UOW is actually awkward as far as DDD, something that's been discussed in ALT.NET forum recently and that I've blogged vaguely about. Essentially you want to ensure all invariants for an aggregate are met before persisting the aggregate and UOW's don't normally aim for that usage model.

"Keep the concept of ‘factory’ and ‘repository’ distinct, although, in theory, a repository might use a factory internally." -> Guess it depends what you mean but normally repositories wouldn't create objects at all.

"The core point is that specification definition is a domain concern and is best decoupled from the repository, although earlier he does say that in simple situations it might make sense to have methods on the repository to encapsulate queries." -> You can do both, have the names methods and then have them use specifications if that helps (which is what I often prefer). Specifications written using Linq are useful tho.

"That’s something I’m keen to correct. As for the debate about exposing IQueryable’1, Evans doesn’t have much to say. " -> There has been lots of discussions on DDD forum. To me repositories are about aggregates, so returning IQueryable is not in keeping.

Ta,

Colin

Mike Hadlow said...

Hi Colin,

Thanks for another excellent comment; this series of posts is turning into 'Colin Jack educates Mike Hadlow about DDD'. Sorry I'm such an argumentative and poor student :)
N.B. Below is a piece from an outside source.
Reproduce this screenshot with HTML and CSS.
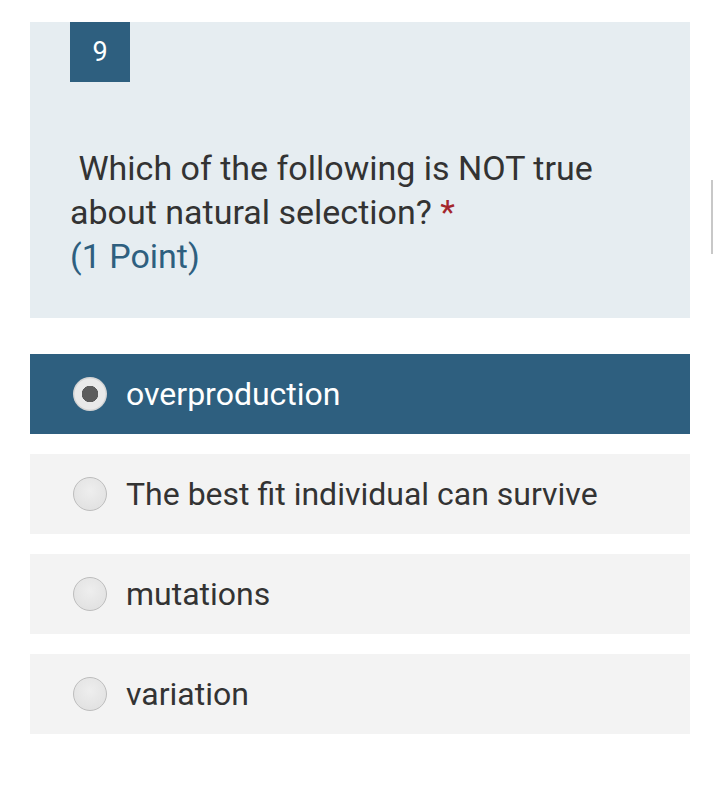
FILE: index.html
```html
<!DOCTYPE html>
<html>
<head>
<meta charset="utf-8">
<link rel="stylesheet" href="styles.css">
</head>
<body>
<div class="page">
  <div class="question">
    <div class="num">9</div>
    <div class="qtext">&nbsp;Which of the following is NOT true about natural selection?&nbsp;<span class="req">*</span><br><span class="points">(1 Point)</span></div>
  </div>
  <div class="options">
    <div class="opt selected"><span class="radio on"></span><span class="label">overproduction</span></div>
    <div class="opt"><span class="radio"></span><span class="label">The best fit individual can survive</span></div>
    <div class="opt"><span class="radio"></span><span class="label">mutations</span></div>
    <div class="opt"><span class="radio"></span><span class="label">variation</span></div>
  </div>
  <div class="edge"></div>
</div>
</body>
</html>
```
FILE: styles.css
```css
html, body { margin: 0; padding: 0; background: #fff; }
body { font-family: Roboto, "Noto Sans", sans-serif; }
.page { width: 713px; height: 785px; position: relative; padding: 22px 0 0 30px; box-sizing: border-box; }
.question { width: 660px; height: 296px; background: #e6edf1; box-sizing: border-box; padding: 0 40px; }
.num { width: 60px; height: 60px; background: #2e5f7f; color: #fff; font-size: 27px; display: flex; align-items: center; justify-content: center; }
.qtext { margin-top: 64px; font-size: 34px; line-height: 44px; color: #333; width: 560px; }
.req { color: #a4262c; }
.points { color: #2e5f7f; }
.options { margin-top: 36px; width: 660px; display: flex; flex-direction: column; gap: 20px; }
.opt { height: 80px; background: #f3f3f3; display: flex; align-items: center; padding-left: 43px; box-sizing: border-box; }
.opt.selected { background: #2e5f7f; }
.radio { width: 34px; height: 34px; border-radius: 50%; box-sizing: border-box; border: 1px solid #bdbdbd; background: radial-gradient(circle at 50% 40%, #eeeeee, #dedede); flex: none; }
.radio.on { border: none; background: radial-gradient(circle, #5c5c5c 0 8px, #e9e9e9 8.5px 15px, #d4d4d4 16px 17px); }
.label { margin-left: 19px; font-size: 32px; color: #333; }
.selected .label { color: #fff; }
.edge { position: absolute; left: 711px; top: 180px; width: 2px; height: 74px; background: #c8c8c8; }
```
"... on the four points ..." Just because you have a generic repository interface, doesn't mean that you can't have diverse implementations. It's certainly possible to use diverse data sources. Of course the design of the generic repository imposes certain expectations about the data provider. Returning IQueryable'1 means that it must have a LINQ provider for example. Substituting generic repositories for testing has worked well for me. I simply return an in-memory object graph from the IQueryable'1 method. The specification extension methods then work with LINQ-to-Objects automatically, there's no need to substitute them.

"UOW is actually awkward as far as DDD..." you've lost me there. Do you have a pointer to a fuller explanation?
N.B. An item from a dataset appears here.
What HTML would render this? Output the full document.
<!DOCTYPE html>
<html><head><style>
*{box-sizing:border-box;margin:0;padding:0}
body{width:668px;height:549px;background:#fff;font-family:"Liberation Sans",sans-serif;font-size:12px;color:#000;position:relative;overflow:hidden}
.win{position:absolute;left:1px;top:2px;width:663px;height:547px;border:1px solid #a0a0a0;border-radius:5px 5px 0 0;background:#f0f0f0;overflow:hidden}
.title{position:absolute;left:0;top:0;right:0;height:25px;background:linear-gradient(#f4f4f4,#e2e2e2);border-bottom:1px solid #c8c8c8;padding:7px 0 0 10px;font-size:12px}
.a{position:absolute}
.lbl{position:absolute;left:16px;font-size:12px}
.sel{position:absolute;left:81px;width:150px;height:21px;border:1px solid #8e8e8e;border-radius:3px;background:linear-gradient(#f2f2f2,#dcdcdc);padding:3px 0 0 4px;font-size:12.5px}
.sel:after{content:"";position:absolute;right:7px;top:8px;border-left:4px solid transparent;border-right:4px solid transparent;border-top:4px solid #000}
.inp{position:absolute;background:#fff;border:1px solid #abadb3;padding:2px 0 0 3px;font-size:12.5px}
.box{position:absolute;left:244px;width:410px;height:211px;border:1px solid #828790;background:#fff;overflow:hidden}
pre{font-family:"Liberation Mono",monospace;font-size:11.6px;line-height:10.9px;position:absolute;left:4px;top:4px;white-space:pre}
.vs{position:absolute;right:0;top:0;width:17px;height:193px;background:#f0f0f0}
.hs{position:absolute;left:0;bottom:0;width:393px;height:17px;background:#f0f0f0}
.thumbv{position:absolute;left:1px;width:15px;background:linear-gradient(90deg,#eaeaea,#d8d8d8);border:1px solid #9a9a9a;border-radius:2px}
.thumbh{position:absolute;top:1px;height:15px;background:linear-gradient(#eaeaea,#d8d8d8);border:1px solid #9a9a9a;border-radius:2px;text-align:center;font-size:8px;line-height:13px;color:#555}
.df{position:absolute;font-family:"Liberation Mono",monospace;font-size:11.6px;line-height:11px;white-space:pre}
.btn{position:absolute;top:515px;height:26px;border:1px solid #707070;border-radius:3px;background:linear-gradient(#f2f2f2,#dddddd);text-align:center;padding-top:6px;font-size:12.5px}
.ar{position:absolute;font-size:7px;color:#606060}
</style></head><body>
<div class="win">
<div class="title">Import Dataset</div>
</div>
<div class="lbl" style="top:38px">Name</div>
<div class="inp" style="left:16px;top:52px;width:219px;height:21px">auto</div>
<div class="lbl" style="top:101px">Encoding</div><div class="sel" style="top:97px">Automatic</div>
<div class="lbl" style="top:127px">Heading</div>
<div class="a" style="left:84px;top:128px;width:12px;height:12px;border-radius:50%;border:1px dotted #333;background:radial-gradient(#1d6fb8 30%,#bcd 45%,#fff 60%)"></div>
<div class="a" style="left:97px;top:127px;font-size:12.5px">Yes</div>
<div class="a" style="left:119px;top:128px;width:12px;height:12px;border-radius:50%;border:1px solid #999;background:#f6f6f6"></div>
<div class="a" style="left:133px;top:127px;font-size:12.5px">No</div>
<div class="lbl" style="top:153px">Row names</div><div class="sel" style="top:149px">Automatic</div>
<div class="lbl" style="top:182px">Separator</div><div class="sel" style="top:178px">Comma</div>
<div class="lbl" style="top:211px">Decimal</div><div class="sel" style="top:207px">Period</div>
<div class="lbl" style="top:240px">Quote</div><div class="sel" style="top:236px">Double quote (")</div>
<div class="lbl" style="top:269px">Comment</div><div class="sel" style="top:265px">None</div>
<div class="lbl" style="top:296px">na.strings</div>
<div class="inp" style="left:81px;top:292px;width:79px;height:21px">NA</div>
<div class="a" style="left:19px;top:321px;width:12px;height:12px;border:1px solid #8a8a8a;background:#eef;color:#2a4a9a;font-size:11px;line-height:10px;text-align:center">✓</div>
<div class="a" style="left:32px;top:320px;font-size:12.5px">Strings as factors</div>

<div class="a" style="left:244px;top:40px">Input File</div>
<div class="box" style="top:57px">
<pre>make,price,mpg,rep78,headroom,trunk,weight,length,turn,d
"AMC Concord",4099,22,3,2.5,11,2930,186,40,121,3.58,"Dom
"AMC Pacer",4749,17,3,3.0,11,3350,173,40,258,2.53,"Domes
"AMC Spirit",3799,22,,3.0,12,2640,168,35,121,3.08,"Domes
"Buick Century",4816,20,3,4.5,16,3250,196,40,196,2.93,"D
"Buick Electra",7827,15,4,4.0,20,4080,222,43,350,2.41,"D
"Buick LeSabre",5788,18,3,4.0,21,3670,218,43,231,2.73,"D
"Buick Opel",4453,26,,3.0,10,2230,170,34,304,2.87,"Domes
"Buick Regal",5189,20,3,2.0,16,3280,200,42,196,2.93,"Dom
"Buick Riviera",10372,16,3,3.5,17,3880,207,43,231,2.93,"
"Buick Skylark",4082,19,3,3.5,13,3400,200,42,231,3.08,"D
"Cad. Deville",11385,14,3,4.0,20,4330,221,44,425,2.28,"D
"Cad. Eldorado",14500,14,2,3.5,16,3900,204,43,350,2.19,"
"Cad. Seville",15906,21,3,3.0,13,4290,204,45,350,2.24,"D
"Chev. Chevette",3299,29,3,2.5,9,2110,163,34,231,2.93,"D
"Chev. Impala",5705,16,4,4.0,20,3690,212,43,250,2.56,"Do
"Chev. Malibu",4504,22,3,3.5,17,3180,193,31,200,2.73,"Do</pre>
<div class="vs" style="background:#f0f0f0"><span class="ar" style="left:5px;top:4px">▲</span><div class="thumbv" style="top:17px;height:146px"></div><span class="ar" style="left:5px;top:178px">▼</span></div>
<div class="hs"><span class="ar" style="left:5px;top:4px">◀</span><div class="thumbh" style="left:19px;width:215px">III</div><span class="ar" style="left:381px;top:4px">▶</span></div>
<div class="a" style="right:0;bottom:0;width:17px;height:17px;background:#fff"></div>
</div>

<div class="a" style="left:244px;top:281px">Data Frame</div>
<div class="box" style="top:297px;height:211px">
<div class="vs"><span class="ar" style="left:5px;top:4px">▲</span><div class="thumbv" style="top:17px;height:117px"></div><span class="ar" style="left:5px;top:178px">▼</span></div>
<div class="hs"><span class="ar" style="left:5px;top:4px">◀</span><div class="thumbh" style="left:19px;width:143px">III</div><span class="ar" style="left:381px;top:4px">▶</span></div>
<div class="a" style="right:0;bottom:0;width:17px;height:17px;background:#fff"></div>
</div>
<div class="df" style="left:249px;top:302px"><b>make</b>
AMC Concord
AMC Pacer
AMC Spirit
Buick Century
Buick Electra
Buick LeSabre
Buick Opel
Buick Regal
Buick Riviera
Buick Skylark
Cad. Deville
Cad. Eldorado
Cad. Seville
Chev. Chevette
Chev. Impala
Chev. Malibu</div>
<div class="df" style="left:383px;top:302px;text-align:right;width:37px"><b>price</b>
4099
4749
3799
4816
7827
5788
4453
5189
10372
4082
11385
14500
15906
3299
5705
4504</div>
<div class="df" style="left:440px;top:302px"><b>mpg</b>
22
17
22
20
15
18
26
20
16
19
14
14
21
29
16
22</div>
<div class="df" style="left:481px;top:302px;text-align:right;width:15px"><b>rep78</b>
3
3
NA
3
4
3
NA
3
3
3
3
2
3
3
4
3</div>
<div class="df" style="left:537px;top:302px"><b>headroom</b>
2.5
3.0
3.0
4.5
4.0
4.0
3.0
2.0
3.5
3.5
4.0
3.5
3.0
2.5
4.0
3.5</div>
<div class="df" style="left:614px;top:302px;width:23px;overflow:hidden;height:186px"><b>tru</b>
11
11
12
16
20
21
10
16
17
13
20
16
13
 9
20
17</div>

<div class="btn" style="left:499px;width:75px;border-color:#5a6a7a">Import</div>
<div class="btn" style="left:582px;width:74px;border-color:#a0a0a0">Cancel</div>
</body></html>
"Keep the concept of 'factory' and 'repository' distinct.. " Yes, absolutely. I was just paraphrasing the book. Evans suggests that a repository might 'create' (reconstitute from the DB) objects using the same factory that the client uses for creating them, but of course using an ORM like NHibernate means that you would never do that.

"The core point..." Yes, I guess that's what Evans says. I didn't phrase it very well, he is quite happy to mix and match repository methods and specifications on a repository. My thoughts are that the only thing that differentiates repositories are their queries. If you wrap all your queries up as specifications then surely what you are left with is a generic repository?
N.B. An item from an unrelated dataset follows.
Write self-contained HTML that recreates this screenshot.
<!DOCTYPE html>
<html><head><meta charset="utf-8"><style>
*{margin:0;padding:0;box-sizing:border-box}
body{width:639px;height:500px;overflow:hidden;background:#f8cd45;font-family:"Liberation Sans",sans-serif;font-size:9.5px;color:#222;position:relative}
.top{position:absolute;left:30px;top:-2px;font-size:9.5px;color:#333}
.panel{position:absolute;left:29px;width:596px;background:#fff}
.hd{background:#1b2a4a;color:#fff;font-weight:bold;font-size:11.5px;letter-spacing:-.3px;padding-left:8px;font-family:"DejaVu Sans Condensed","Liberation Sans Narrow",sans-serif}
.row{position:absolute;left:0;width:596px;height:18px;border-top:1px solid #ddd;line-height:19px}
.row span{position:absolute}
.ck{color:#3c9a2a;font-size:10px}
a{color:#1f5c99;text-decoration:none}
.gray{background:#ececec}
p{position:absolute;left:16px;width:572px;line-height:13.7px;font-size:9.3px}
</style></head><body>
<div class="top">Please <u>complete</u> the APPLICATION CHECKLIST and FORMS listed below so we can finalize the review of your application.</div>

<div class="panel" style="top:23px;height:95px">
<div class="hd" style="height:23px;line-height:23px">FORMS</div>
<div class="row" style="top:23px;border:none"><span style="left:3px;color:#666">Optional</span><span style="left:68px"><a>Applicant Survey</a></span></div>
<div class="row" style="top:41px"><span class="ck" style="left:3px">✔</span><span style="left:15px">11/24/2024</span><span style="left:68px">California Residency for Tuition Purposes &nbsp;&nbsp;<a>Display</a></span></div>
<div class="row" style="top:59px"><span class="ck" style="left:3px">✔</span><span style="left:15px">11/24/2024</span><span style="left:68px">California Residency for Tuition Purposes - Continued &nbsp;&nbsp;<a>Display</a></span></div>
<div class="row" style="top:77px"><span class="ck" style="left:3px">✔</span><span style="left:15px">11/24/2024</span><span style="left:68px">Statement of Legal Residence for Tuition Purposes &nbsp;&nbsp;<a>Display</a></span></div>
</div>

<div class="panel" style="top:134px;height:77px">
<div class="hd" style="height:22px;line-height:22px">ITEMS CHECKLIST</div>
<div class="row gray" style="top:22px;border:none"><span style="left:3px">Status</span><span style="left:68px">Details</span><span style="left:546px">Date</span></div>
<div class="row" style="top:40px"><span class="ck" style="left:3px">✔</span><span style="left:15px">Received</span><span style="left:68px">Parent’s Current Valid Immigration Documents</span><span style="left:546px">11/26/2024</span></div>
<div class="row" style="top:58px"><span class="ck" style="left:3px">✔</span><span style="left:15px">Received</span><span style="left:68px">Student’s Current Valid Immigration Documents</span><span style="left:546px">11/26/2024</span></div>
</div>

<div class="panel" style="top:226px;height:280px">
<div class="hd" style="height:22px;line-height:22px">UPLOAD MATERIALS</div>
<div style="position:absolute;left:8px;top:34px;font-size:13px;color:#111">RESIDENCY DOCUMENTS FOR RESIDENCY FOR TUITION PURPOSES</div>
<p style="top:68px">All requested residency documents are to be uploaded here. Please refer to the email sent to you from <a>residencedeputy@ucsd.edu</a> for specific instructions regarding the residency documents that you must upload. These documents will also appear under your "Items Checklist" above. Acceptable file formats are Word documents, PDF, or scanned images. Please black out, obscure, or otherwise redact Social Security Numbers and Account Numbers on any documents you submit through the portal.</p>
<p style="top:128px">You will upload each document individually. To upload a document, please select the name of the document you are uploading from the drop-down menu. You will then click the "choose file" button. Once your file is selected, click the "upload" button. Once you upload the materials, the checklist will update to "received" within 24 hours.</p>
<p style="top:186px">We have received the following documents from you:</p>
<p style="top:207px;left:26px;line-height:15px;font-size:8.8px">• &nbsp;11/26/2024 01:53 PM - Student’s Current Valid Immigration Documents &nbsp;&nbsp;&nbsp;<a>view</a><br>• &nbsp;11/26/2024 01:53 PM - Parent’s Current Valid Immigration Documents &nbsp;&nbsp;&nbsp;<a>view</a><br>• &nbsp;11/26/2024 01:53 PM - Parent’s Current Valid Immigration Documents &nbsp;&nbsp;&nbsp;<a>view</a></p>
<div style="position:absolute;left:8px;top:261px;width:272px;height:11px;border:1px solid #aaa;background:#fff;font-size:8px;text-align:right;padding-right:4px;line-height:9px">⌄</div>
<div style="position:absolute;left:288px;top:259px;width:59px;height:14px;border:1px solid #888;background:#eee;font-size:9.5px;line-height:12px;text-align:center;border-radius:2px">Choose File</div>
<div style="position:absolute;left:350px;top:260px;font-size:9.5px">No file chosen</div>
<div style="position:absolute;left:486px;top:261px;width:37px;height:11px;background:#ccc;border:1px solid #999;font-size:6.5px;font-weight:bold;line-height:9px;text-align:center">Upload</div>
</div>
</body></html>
"That's something I'm keen to correct... " Yes, but we're talking about IQuerayble'1 where 1 is the aggregate root. It's still a query on the aggregate.

Mike Hadlow said...

Greg Young has an excellent post arguing against generic repositories here: http://codebetter.com/blogs/gregyoung/archive/2009/01/16/ddd-the-generic-repository.aspx

Bryan Watts said...

One of the points that has been danced around is that IQueryable`1 is a framework-level abstraction. With no other persistence-related decisions, you can confidently use it for queries where there would otherwise be nothing. IRepository`1 is the natural other half of the story, the persistent aspect of the abstraction.

This gels with DDD, as it removes technical concerns from the domain; the focus is then on which queries to issue and when to make changes.

That statement is predicated upon some assumptions I'd like to see you discuss (@Mike and @Colin) about who consumes repositories.

I venture to say domain services are the target consumers; they provide operations in the Ubiquitous Language on top of the query/persistence elements. As such, generalization is very very good, instead of YAGNI.

Thoughts?

Mike Hadlow said...

Bryan, that's also my view, but it's a minority one. Most of the comments I've read about returning IQueryable'1 from a repository are against the idea. They say it allows query logic to leak into other parts of the application and means that the execution of the query can take place at some unspecified time.

As for who consumes repositories, there's an argument that it should only be domain services. I'm a bit more relaxed and have controllers consume repositories, but I can see that at certain scales enforcing the former rule might make sense.

I also think that much of the argument is about terminology. One man's domain service is another mans repository. What to me is a generic repository consumed by domain services, is to others a repository abstraction consumed by repositories.

Daniel Fernandes said...

Something to bear in mind the discussion of IQueryable being part of the framework and therefore should be used to provide querying logic is beside the point.

What should matter is that a the Repository Pattern is a technique/practice which is abstract on his own which requires adherence to some principles. Those principles, such as SOLID, are not related to what's technically possible but by what constitutes good design and some say good design is one that is easy to change but some might think differently hence this discussion :)

Mike Boldischar said...

I'm reading through Domain Driven Design. One thing that bugs me is the idea of a "value" type. Why not just call those objects immutable entities? Maybe it's just a personal preference, but in my opinion, building "values" into the design adds little value. They only encapsulate a subset of entity values. Why not just specify immutable entities? Any thoughts?

Mike Hadlow said...

Mike,

It's more about identity than immutability. Entities have an independent identity. You can ask for an individual entity by it's ID. value types only exist in terms of their parent entities and have no separate identity. Think of a line (Entity) made up of some points (Value), or a contact (Entity) that has an address (Value).

A common anti-pattern is to have entities with large numbers of properties with basic types (int, string). Often they map 1-to-1 to a database table. Individual or groups of basic types usually have some meaning in terms of the business and should be factored into to value types.

Take a contact for example:

public class Contact
{
public int Id { get; set; }
public string FirstName { get; set; }
public string LastName { get; set; }
public string Address1 { get; set; }
public string Address2 { get; set; }
public string City { get; set; }
public string Postcode { get; set; }
}

It's an entity (has an Id) that has basic type properties that map directly to table columns. It might make more sense as:

public class Contact
{
public int Id { get; set; }
public Name Name { get; set; }
public Address Address { get; set; }
}

public class Name
{
public string FirstName { get; set; }
public string LastName { get; set; }
}

public class Address
{
public string Address1 { get; set; }
public string Address2 { get; set; }
public string City { get; set; }
public string Postcode { get; set; }
}

Here, Name and Address are value types, they don't have an Id. Why is this good? Because we're decoupling stuff to do with names from stuff to do with addresses. We can reuse name and address in other entities, but they make no sense and independent things. Note that the database table wouldn't change, we're breaking the 1-to-1 class-to-table link that's often the naive starting point for most object-relational mapping.

One problem I have with Evan's book is that it's long on theory and short on example and I think the Entity/Value distinction is a great example of this. He explains the difference in the abstract at great length, but without enough concrete examples to really cement what he's saying.